Instruction: Exactly retype the lines from the top of the data through the line containing "string; label: string;", leaving out every picture.

— start Dataset content —

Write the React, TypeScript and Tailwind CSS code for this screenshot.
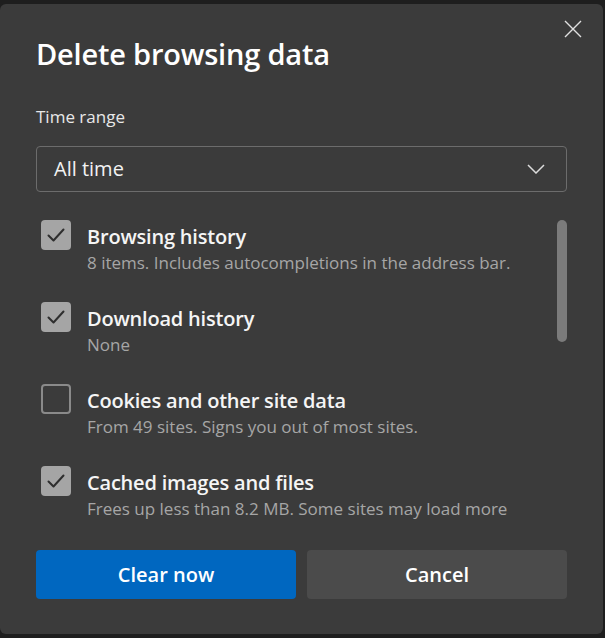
import React, { useState } from 'react';

const font = { fontFamily: '"Open Sans", "Noto Sans", sans-serif' };

type Item = { id: string; label: string; sub: string; checked: boolean };

const initialItems: Item[] = [
    { id: 'history', label: 'Browsing history', sub: '8 items. Includes autocompletions in the address bar.', checked: true },
    { id: 'downloads', label: 'Download history', sub: 'None', checked: true },
    { id: 'cookies', label: 'Cookies and other site data', sub: 'From 49 sites. Signs you out of most sites.', checked: false },
    { id: 'cache', label: 'Cached images and files', sub: 'Frees up less than 8.2 MB. Some sites may load more', checked: true },
];

const CheckBox: React.FC<{ checked: boolean; onToggle: () => void }> = ({ checked, onToggle }) => (
    <button
        onClick={onToggle}
        className={
            checked
                ? 'w-[30px] h-[30px] shrink-0 rounded-[4px] bg-[#a5a5a5]'
                : 'w-[30px] h-[30px] shrink-0 rounded-[4px] border-2 border-[#8a8a8a] bg-transparent'
        }
    >
        {checked && (
            <svg width="30" height="30" viewBox="0 0 30 30" fill="none">
                <path d="M7.5 15.5 L12.5 20.5 L22.5 9.5" stroke="#2e2e2e" strokeWidth="2" strokeLinecap="round" strokeLinejoin="round" />
            </svg>
        )}
    </button>
);

const App: React.FC = () => {
    const [items, setItems] = useState(initialItems);

    const toggle = (id: string) =>
        setItems(items.map(i => (i.id === id ? { ...i, checked: !i.checked } : i)));

    return (
        <div className="w-[605px] h-[638px] bg-[#1e1e1e] pt-[4px] overflow-hidden" style={font}>
            <div className="relative w-[603px] h-[630px] bg-[#3b3b3b] rounded-[6px] flex flex-col pt-[31px] px-[36px]">
                {/* close */}
                <button className="absolute top-[10px] right-[15px] w-[30px] h-[30px] flex items-center justify-center">
                    <svg width="18" height="18" viewBox="0 0 18 18" fill="none">
                        <path d="M1 1 L17 17 M17 1 L1 17" stroke="#e0e0e0" strokeWidth="1.4" />
                    </svg>
                </button>

                <h1 className="text-[29px] leading-[38px] font-semibold text-white tracking-[-0.2px]">
                    Delete browsing data
                </h1>

                <div className="text-[17px] leading-[24px] text-[#e8e8e8] mt-[32px]">Time range</div>

                <div className="mt-[17px] h-[46px] shrink-0 border border-[#6c6c6c] rounded-[4px] flex items-center justify-between pl-[17px] pr-[21px]">
                    <span className="text-[20px] text-[#f2f2f2]">All time</span>
                    <svg width="18" height="10" viewBox="0 0 18 10" fill="none">
                        <path d="M1 1 L9 9 L17 1" stroke="#dcdcdc" strokeWidth="1.5" />
                    </svg>
                </div>

                <div className="relative mt-[28px] h-[306px] shrink-0 overflow-hidden">
                    <div className="flex flex-col gap-[26px] pr-[40px]">
                        {items.map(item => (
                            <div key={item.id} className="flex items-start">
                                <div className="pl-[5px]">
                                    <CheckBox checked={item.checked} onToggle={() => toggle(item.id)} />
                                </div>
                                <div className="ml-[16px] mt-[4px]">
                                    <div className="text-[20px] leading-[26px] font-semibold text-[#f5f5f5] tracking-[-0.2px]">{item.label}</div>
                                    <div className="text-[17px] leading-[26px] text-[#a6a6a6] whitespace-nowrap">{item.sub}</div>
                                </div>
                            </div>
                        ))}
                    </div>
                    <div className="absolute right-0 top-0 w-[10px] h-[122px] rounded-full bg-[#7b7b7b]" />
                </div>

                <div className="mt-[24px] flex gap-[11px]">
                    <button className="flex-1 h-[49px] rounded-[4px] bg-[#0067c0] text-white text-[20px] font-semibold">
                        Clear now
                    </button>
                    <button className="flex-1 h-[49px] rounded-[4px] bg-[#4b4b4b] text-white text-[20px] font-semibold">
                        Cancel
                    </button>
                </div>
            </div>
        </div>
    );
};

export default App;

— end Dataset content —

Exercise output:
Write the React, TypeScript and Tailwind CSS code for this screenshot.
import React, { useState } from 'react';

const font = { fontFamily: '"Open Sans", "Noto Sans", sans-serif' };

type Item = { id: string; label: string; sub: string; checked: boolean };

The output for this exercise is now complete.